Accountability also needs to base itself with a logical, clear, and
direct scope and sequence at each grade level. An educational scope and sequence mandates and delineates what children are required to learn in each critical discipline at every grade level. The problem comes down to the DOE having no standard curriculum much less a “standards-based” curriculum that teachers can align performance standards to.

The DOE has placed the cart in front of the ox when it comes to enacting performance standards in our public schools. A standardized curriculum should be the driving force that precedes and dictates any kind of performance standard.

Teachers are continually asked by the DOE to devise, develop, and redefine their own curriculum and then align it to ambiguous performance standards with inferior or nonexistent materials (textbooks) and resources.

These “performance standards” and the “benchmarks” that teachers must present and perfect have noble intentions, but in reality, are just esoteric rhetoric.

Not only does the DOE have no standard curriculum, it has no common and/or objective grading scale that gives all teachers and students an academic standard that can be measured impartially. Our highly touted performance standards fall short of implementing some sort of cohesive or sequential academic paradigm that can be quantifiable.

Currently, most of Hawaii’s performance standards are lumped into large clusters for grades K-3, 4-5, 6-8, and 9-12. To implement standards in its current form is an exercise in futility, with inherent duplications and omissions between grade levels.

Teachers are then asked to pick and choose which skills and standards to address and teach and come up with their own form of assessment.

In my opinion, current NCLB precepts and initiative based tests and
standards will do little to improve academic achievement in areas where school districts have no curriculum and very little teacher support.

Many state exams are administered in the absence of a curriculum framework, as in the case in Hawaii, and have become a substitute for the curriculum instead a measure of it.

Many educators then teach to the test to ensure that they are not labeled as inferior, neglectful, or failing. There are a number of excellent educational programs and resources that are researched-based and align to precise academic standards. These assorted standardized curricula could easily be selected and certified as meeting standards and benchmarks set forth by the DOE.

Once the state has designated what curricula it would endorse, it would then allow school complexes; a high school and its feeder schools, to choose from a collection of certified programs that would best meet the needs and wants of its students and staff. Once a curriculum and its corresponding assessment have been chosen, it can be aligned to standards set forth by the DOE.

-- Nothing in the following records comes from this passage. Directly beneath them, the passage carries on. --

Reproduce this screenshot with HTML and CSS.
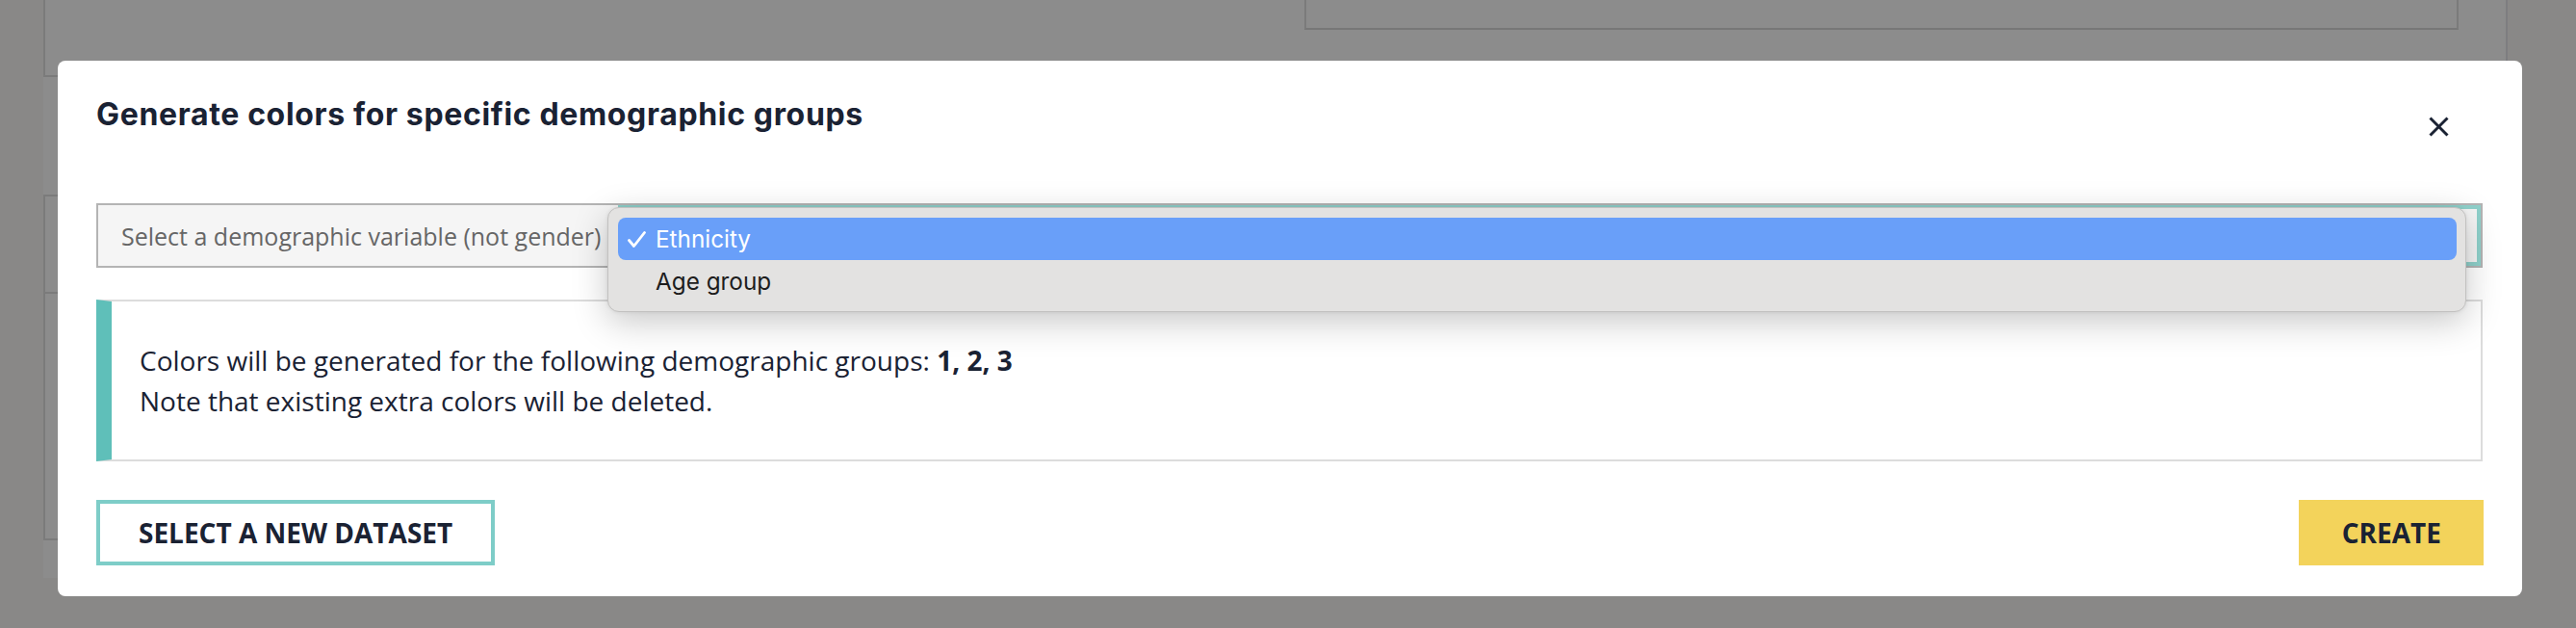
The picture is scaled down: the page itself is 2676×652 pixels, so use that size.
FILE: index.html
```html
<!DOCTYPE html>
<html lang="en">
<head>
<meta charset="utf-8">
<title>Generate colors</title>
<link rel="stylesheet" href="styles.css">
</head>
<body>
<div class="page">
  <div class="page-main">
    <div class="top-row">
      <div class="panel-a"></div>
      <div class="panel-b"></div>
    </div>
    <div class="panel-c"><div class="panel-c-head"></div></div>
  </div>
</div>

<div class="modal">
  <div class="modal-header">
    <h2 class="modal-title">Generate colors for specific demographic groups</h2>
    <button class="close-btn" aria-label="Close">
      <svg width="21" height="21" viewBox="0 0 21 21"><path d="M1.5 1.5 L19.5 19.5 M19.5 1.5 L1.5 19.5" stroke="#1a2233" stroke-width="3" fill="none"/></svg>
    </button>
  </div>
  <div class="select-box">
    <span class="select-text">Select a demographic variable (not gender)</span>
    <div class="popup">
      <div class="popup-item selected"><svg class="check" width="19" height="17" viewBox="0 0 19 17"><path d="M1.5 9.5 L6.5 15.5 L17.5 1.5" stroke="#fff" stroke-width="2.8" fill="none" stroke-linecap="round" stroke-linejoin="round"/></svg><span>Ethnicity</span></div>
      <div class="popup-item">Age group</div>
    </div>
  </div>
  <div class="info-box">
    <p>Colors will be generated for the following demographic groups: <strong>1, 2, 3</strong></p>
    <p>Note that existing extra colors will be deleted.</p>
  </div>
  <div class="actions">
    <button class="btn btn-outline">Select a new dataset</button>
    <button class="btn btn-primary">Create</button>
  </div>
</div>
</body>
</html>
```

FILE: styles.css
```css
* { box-sizing: border-box; }
html, body { margin: 0; padding: 0; }
body {
  width: 2676px;
  height: 652px;
  overflow: hidden;
  background: #898887;
  position: relative;
}

/* backdrop page (dimmed) */
.page { padding-left: 45px; }
.page-main {
  width: 2560px;
  height: 600px;
  background: #8c8c8c;
  border-right: 2px solid #7d7d80;
}
.top-row { display: flex; align-items: flex-start; }
.panel-a {
  width: 1200px;
  height: 80px;
  border-left: 2px solid #7b7b7b;
  border-bottom: 2px solid #7b7b7b;
}
.panel-b {
  margin-left: 110px;
  width: 1199px;
  height: 31px;
  border-left: 2px solid #7b7b7b;
  border-right: 2px solid #7b7b7b;
  border-bottom: 2px solid #777;
}
.panel-c {
  margin-top: 122px;
  width: 1200px;
  height: 359px;
  border: 2px solid #7b7b7b;
}
.panel-c-head { height: 101px; border-bottom: 2px solid #7b7b7b; }

/* modal */
.modal {
  position: absolute;
  left: 60px;
  top: 63px;
  width: 2560px;
  height: 556px;
  background: #fff;
  border-radius: 8px;
  padding: 32px 40px 32px 40px;
  display: flex;
  flex-direction: column;
  color: #1a2233;
}
.modal-header {
  height: 116px;
  display: flex;
  justify-content: space-between;
  align-items: flex-start;
}
.modal-title {
  margin: 0;
  font-family: Inter, "Liberation Sans", sans-serif;
  font-weight: 700;
  font-size: 32px;
  letter-spacing: 0.65px;
  line-height: 48px;
  color: #1a2233;
}
.close-btn {
  margin: 26px 36px 0 0;
  padding: 0;
  border: 0;
  background: none;
  width: 21px;
  height: 21px;
  display: block;
}
.close-btn svg { display: block; }

.select-box {
  position: relative;
  height: 67px;
  margin-right: 1px;
  border: 2px solid #b4b4b4;
  background: #f5f5f5;
  display: flex;
  align-items: center;
  padding-left: 24px;
  font-family: "Open Sans", sans-serif;
  font-size: 25px;
  color: #666;
}
.select-box::after {
  content: "";
  position: absolute;
  left: 540px;
  top: 0;
  right: 0;
  bottom: 0;
  border: 4px solid #8fd1cb;
  border-left: 0;
}
.popup {
  position: absolute;
  left: 529px;
  top: 2px;
  width: 1931px;
  height: 109px;
  background: #e3e2e1;
  border: 1px solid #c2c1c0;
  border-radius: 12px;
  box-shadow: 0 10px 36px rgba(0,0,0,0.22), 0 0 4px rgba(0,0,0,0.08);
  padding: 10px 9px 10px 10px;
  z-index: 2;
  font-family: Inter, "Liberation Sans", sans-serif;
  font-size: 24.3px;
  color: #1d1d1d;
}
.popup-item {
  height: 44px;
  display: flex;
  align-items: center;
  padding-left: 39px;
  border-radius: 8px;
}
.popup-item.selected {
  background: #699ff9;
  color: #fff;
  padding-left: 10px;
}
.check { margin-right: 10px; display: block; }

.info-box {
  margin-top: 33px;
  margin-right: 1px;
  height: 168px;
  border: 2px solid #dcdcdc;
  border-left: 16px solid #5fbfb9;
  padding: 40px 0 0 29px;
  font-family: "Open Sans", sans-serif;
  font-size: 28px;
  line-height: 42px;
  color: #1a2233;
}
.info-box p { margin: 0; }
.info-box strong { font-weight: 700; }

.actions {
  margin-top: 40px;
  display: flex;
  justify-content: space-between;
}
.btn {
  height: 68px;
  padding: 0 40px;
  border: 4px solid transparent;
  font-family: "Open Sans", sans-serif;
  font-weight: 700;
  font-size: 28px;
  text-transform: uppercase;
  color: #1a2233;
  background: transparent;
  display: flex;
  align-items: center;
}
.btn-outline { border-color: #7ecdc8; background: #fff; }
.btn-primary { background: #f3d35b; padding: 0 44px 0 45px; border: 0; }
```
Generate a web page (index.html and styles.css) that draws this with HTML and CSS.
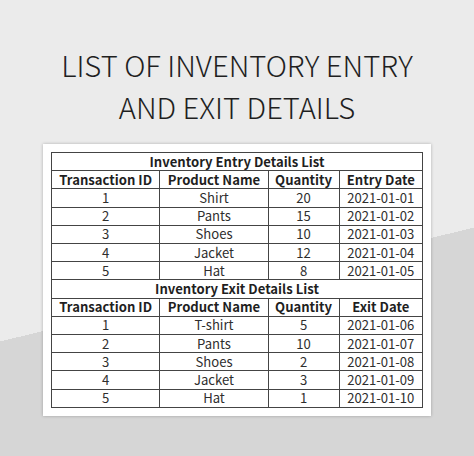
FILE: index.html
```html
<!DOCTYPE html>
<html lang="en">
<head>
<meta charset="utf-8">
<title>List of Inventory Entry and Exit Details</title>
<link rel="stylesheet" href="styles.css">
</head>
<body>
<main class="page">
  <h1 class="title">LIST OF INVENTORY ENTRY<br>AND EXIT DETAILS</h1>
  <div class="card">
    <table class="sheet">
      <colgroup>
        <col class="c-id"><col class="c-name"><col class="c-qty"><col class="c-date">
      </colgroup>
      <tr><th class="section" colspan="4">Inventory Entry Details List</th></tr>
      <tr class="head"><th>Transaction ID</th><th>Product Name</th><th>Quantity</th><th>Entry Date</th></tr>
      <tr><td>1</td><td>Shirt</td><td>20</td><td>2021-01-01</td></tr>
      <tr><td>2</td><td>Pants</td><td>15</td><td>2021-01-02</td></tr>
      <tr><td>3</td><td>Shoes</td><td>10</td><td>2021-01-03</td></tr>
      <tr><td>4</td><td>Jacket</td><td>12</td><td>2021-01-04</td></tr>
      <tr><td>5</td><td>Hat</td><td>8</td><td>2021-01-05</td></tr>
      <tr><th class="section" colspan="4">Inventory Exit Details List</th></tr>
      <tr class="head"><th>Transaction ID</th><th>Product Name</th><th>Quantity</th><th>Exit Date</th></tr>
      <tr><td>1</td><td>T-shirt</td><td>5</td><td>2021-01-06</td></tr>
      <tr><td>2</td><td>Pants</td><td>10</td><td>2021-01-07</td></tr>
      <tr><td>3</td><td>Shoes</td><td>2</td><td>2021-01-08</td></tr>
      <tr><td>4</td><td>Jacket</td><td>3</td><td>2021-01-09</td></tr>
      <tr><td>5</td><td>Hat</td><td>1</td><td>2021-01-10</td></tr>
    </table>
  </div>
</main>
</body>
</html>
```

FILE: styles.css
```css
html, body {
  margin: 0;
  padding: 0;
}

body {
  width: 474px;
  height: 456px;
  overflow: hidden;
  background: linear-gradient(166.5deg, #ebebeb 332px, #d6d6d6 332px);
  font-family: "Noto Sans CJK SC", "Noto Sans", sans-serif;
  color: #222;
}

.page {
  display: flex;
  flex-direction: column;
  align-items: center;
  padding-top: 43px;
}

.title {
  margin: 0;
  font-size: 29.2px;
  font-weight: 300;
  line-height: 42px;
  text-align: center;
  color: #1f1f1f;
}

.card {
  margin-top: 17px;
  width: 388px;
  box-sizing: border-box;
  padding: 8px;
  background: #fff;
  box-shadow: 0 0 3px rgba(0, 0, 0, 0.25);
}

.sheet {
  width: 100%;
  height: 256px;
  border-collapse: collapse;
  table-layout: fixed;
}

.c-id, .c-name { width: 29.2%; }
.c-qty { width: 19.1%; }
.c-date { width: 22.5%; }

.sheet th,
.sheet td {
  border: 1px solid #444;
  padding: 0;
  height: 17px;
  font-size: 13.1px;
  line-height: 16px;
  text-align: center;
  white-space: nowrap;
}

.sheet th {
  font-weight: 700;
  color: #1f1f1f;
}

.sheet td {
  font-weight: 400;
  color: #2e2e2e;
}
```
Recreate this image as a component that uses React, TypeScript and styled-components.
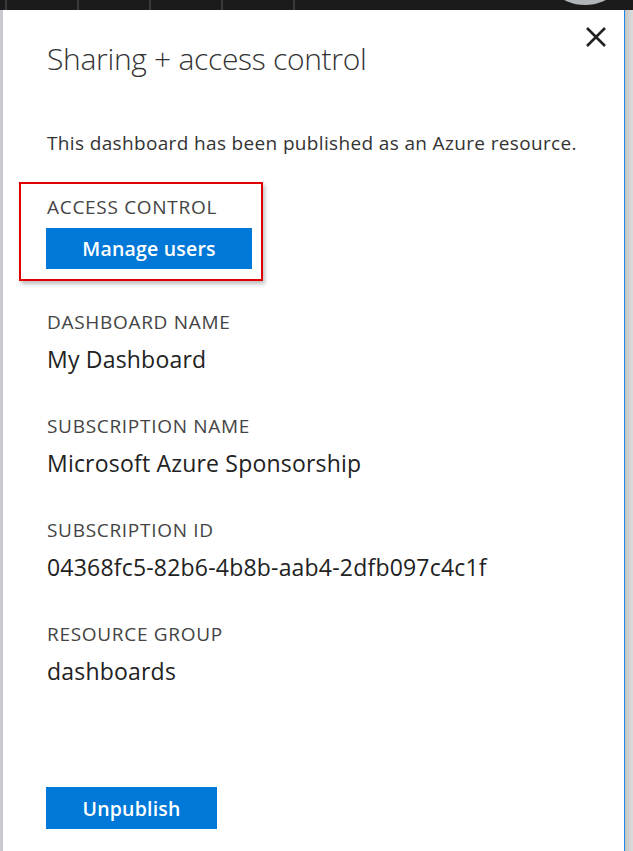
import * as React from 'react';
import styled, { createGlobalStyle } from 'styled-components';

const GlobalStyle = createGlobalStyle`
  html, body {
    margin: 0;
    padding: 0;
    background: #fff;
  }
  body {
    font-family: "Open Sans", "Noto Sans", sans-serif;
    color: #222;
  }
`;

const Page = styled.div`
  width: 633px;
  height: 851px;
  display: flex;
  flex-direction: column;
  overflow: hidden;
`;

const TopBar = styled.div`
  height: 10px;
  flex-shrink: 0;
  background: #1b1b1b;
  display: flex;
  align-items: flex-end;
  padding-left: 5px;
  overflow: hidden;
`;

const Tab = styled.div`
  width: 70px;
  height: 10px;
  flex-shrink: 0;
  border-left: 2px solid #3a3a3a;
`;

const Avatar = styled.div`
  width: 92px;
  height: 92px;
  border-radius: 50%;
  background: #b1b5ba;
  margin-left: auto;
  margin-right: 2px;
  margin-bottom: 5px;
  flex-shrink: 0;
`;

const Body = styled.div`
  flex: 1;
  display: flex;
`;

const LeftEdge = styled.div`
  width: 3px;
  background: #c9c9d1;
`;

const RightEdge = styled.div`
  width: 8px;
  background: linear-gradient(to right, #c4c4c4, #dcdcdc);
`;

const Panel = styled.div`
  flex: 1;
  background: #fff;
  border-right: 1px solid #1e88e5;
  padding: 0 0 0 44px;
  display: flex;
  flex-direction: column;
`;

const Header = styled.div`
  display: flex;
  justify-content: space-between;
  align-items: flex-start;
  padding-top: 31px;
`;

const Title = styled.h1`
  margin: 0;
  font-weight: 300;
  font-size: 30px;
  line-height: 36px;
  color: #333;
  letter-spacing: -0.3px;
`;

const CloseButton = styled.button`
  border: none;
  background: none;
  padding: 0;
  margin: -16px 16px 0 0;
  width: 24px;
  height: 24px;
  cursor: pointer;
`;

const Description = styled.p`
  margin: 54px 0 0;
  font-size: 19px;
  line-height: 24px;
  color: #333;
  letter-spacing: 0.35px;
`;

const Highlight = styled.div`
  margin: 27px 0 0 -28px;
  width: 214px;
  padding: 11px 0 10px 26px;
  border: 2px solid #e00000;
  box-shadow: 2px 3px 4px rgba(0, 0, 0, 0.25);
`;

const Field = styled.div<{ $gap?: number }>`
  margin-top: ${(p) => p.$gap ?? 0}px;
  display: flex;
  flex-direction: column;
`;

const Label = styled.div`
  font-size: 19px;
  line-height: 24px;
  text-transform: uppercase;
  color: #444;
  letter-spacing: 0.7px;
`;

const Value = styled.div`
  margin-top: 11px;
  font-size: 23px;
  line-height: 28px;
  color: #222;
  letter-spacing: 0.2px;
`;

const PrimaryButton = styled.button<{ $width: number; $height: number }>`
  width: ${(p) => p.$width}px;
  height: ${(p) => p.$height}px;
  border: none;
  background: #0078d7;
  color: #fff;
  font-family: "Open Sans", "Noto Sans", sans-serif;
  font-weight: 600;
  font-size: 19.5px;
  letter-spacing: 0.2px;
  padding: 0;
  margin-top: 9px;
  cursor: pointer;
`;

const Footer = styled.div`
  margin-top: auto;
  padding-bottom: 22px;
  margin-left: -1px;
`;

const fields = [
  { label: 'Dashboard name', value: 'My Dashboard' },
  { label: 'Subscription name', value: 'Microsoft Azure Sponsorship' },
  { label: 'Subscription ID', value: '04368fc5-82b6-4b8b-aab4-2dfb097c4c1f' },
  { label: 'Resource group', value: 'dashboards' },
];

export default function App() {
  return (
    <Page>
      <GlobalStyle />
      <TopBar>
        <Tab />
        <Tab />
        <Tab />
        <Tab />
        <Tab />
        <Avatar />
      </TopBar>
      <Body>
        <LeftEdge />
        <Panel>
          <Header>
            <Title>Sharing + access control</Title>
            <CloseButton aria-label="Close">
              <svg width="24" height="24" viewBox="0 0 24 24">
                <path d="M3 3 L21 21 M21 3 L3 21" stroke="#222" strokeWidth="2.6" fill="none" />
              </svg>
            </CloseButton>
          </Header>
          <Description>This dashboard has been published as an Azure resource.</Description>
          <Highlight>
            <Label>Access control</Label>
            <PrimaryButton $width={206} $height={41} style={{ marginLeft: -1 }}>
              Manage users
            </PrimaryButton>
          </Highlight>
          {fields.map((f, i) => (
            <Field key={f.label} $gap={i === 0 ? 29 : 41}>
              <Label>{f.label}</Label>
              <Value>{f.value}</Value>
            </Field>
          ))}
          <Footer>
            <PrimaryButton $width={171} $height={42}>Unpublish</PrimaryButton>
          </Footer>
        </Panel>
        <RightEdge />
      </Body>
    </Page>
  );
}
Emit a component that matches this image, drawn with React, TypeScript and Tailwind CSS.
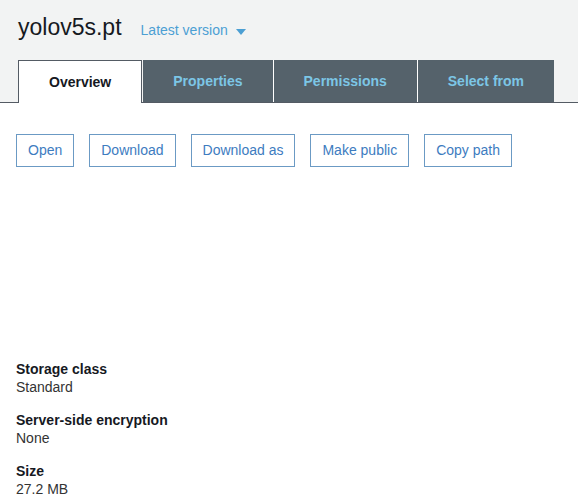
import React from 'react';

const tabs = ['Properties', 'Permissions', 'Select from'];
const actions = ['Open', 'Download', 'Download as', 'Make public', 'Copy path'];
const details = [
  { label: 'Storage class', value: 'Standard' },
  { label: 'Server-side encryption', value: 'None' },
  { label: 'Size', value: '27.2 MB' },
];

export default function App() {
  return (
    <div className="min-h-[504px] w-[578px] overflow-hidden bg-white font-['Liberation_Sans',Arial,sans-serif]">
      {/* Header with tabs */}
      <div className="bg-[#f2f3f3] pt-[13px]">
        <div className="flex items-baseline pl-[18px]">
          <h1 className="text-[23px] leading-[28px] text-[#16191f]">yolov5s.pt</h1>
          <button className="ml-[19px] flex items-baseline text-[14px] text-[#4c9fd3]">
            Latest version
            <svg width="10" height="6" viewBox="0 0 10 6" className="ml-[8px] self-center mt-[2px]">
              <path d="M0 0 L10 0 L5 6 Z" fill="#4c9fd3" />
            </svg>
          </button>
        </div>
        <div className="mt-[19px] flex border-b border-[#545b64] pl-[18px]">
          <div className="-mb-px flex h-[43px] items-center border border-b-0 border-[#545b64] bg-white px-[30px] text-[14px] font-bold text-[#16191f]">
            Overview
          </div>
          <div className="ml-px flex">
            {tabs.map((t, i) => (
              <div
                key={t}
                className={
                  'flex h-[42px] items-center bg-[#55626b] px-[30px] text-[14px] font-bold text-[#7cc6e6] ' +
                  (i > 0 ? 'border-l border-white' : '')
                }
              >
                {t}
              </div>
            ))}
          </div>
        </div>
      </div>

      {/* Actions */}
      <div className="mt-[31px] flex gap-[15px] pl-[16px]">
        {actions.map((a) => (
          <button
            key={a}
            className="h-[33px] border border-[#6b9ac4] px-[11px] text-[14px] text-[#3d7cbf]"
          >
            {a}
          </button>
        ))}
      </div>

      {/* Details */}
      <div className="mt-[193px] flex flex-col gap-[15px] pl-[16px]">
        {details.map((d) => (
          <div key={d.label} className="text-[14px] leading-[18px]">
            <div className="font-bold text-[#16191f]">{d.label}</div>
            <div className="text-[#333333]">{d.value}</div>
          </div>
        ))}
      </div>
    </div>
  );
}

Testing can then be initiated on a yearly basis at each grade level to establish baseline data so students can be rigorously monitored and adjustments made accordingly.

Public education in this state needs corrective action that starts from the top. We need to see where extraneous spending is currently taking place within our schools before we solicit the idea of raising taxes for the sole purpose of education. Raising taxes would circumvent the primary problem regarding our public schools and would only serve as means of continued funding of frivolous and superfluous programs and personnel within our public schools.

As statistics clearly show, we are among the highest taxed state in the nation. Consequently, the problem in Hawaii is not so much a lack of revenue; rather, it is mismanagement that is perpetuated year after year.

Examples of waste, duplication, inefficiency and malfeasance abound in our state school system and continue to go unchecked. Our educational institution is a cash cow for many who take and feed from the public trough.

Once fiscal accountability has been established, we can develop strict policy and procedures that must be abided by everyone involved in education. If all students were objectively tested every year based on authentic academic standards and if we impose high expectations on social behavior, then administrators, teachers, students, and parents can be truly be held accountable for what is being taught in our schools.

The majority of our teachers are dedicated individuals that persevere
through the continual lack of support and resources because we are truly committed to the children we teach and to our chosen profession. We have a large number of bright and capable students who continue to reach for the stars, even under these trying circumstances.

At a time when political leaders strive to leave a legacy, we should remember that a true legacy is based on the accomplishments that are made in the best interest of our children and their future.

Every child deserves a Kamehameha, Punahou and Iolani, not just the elite.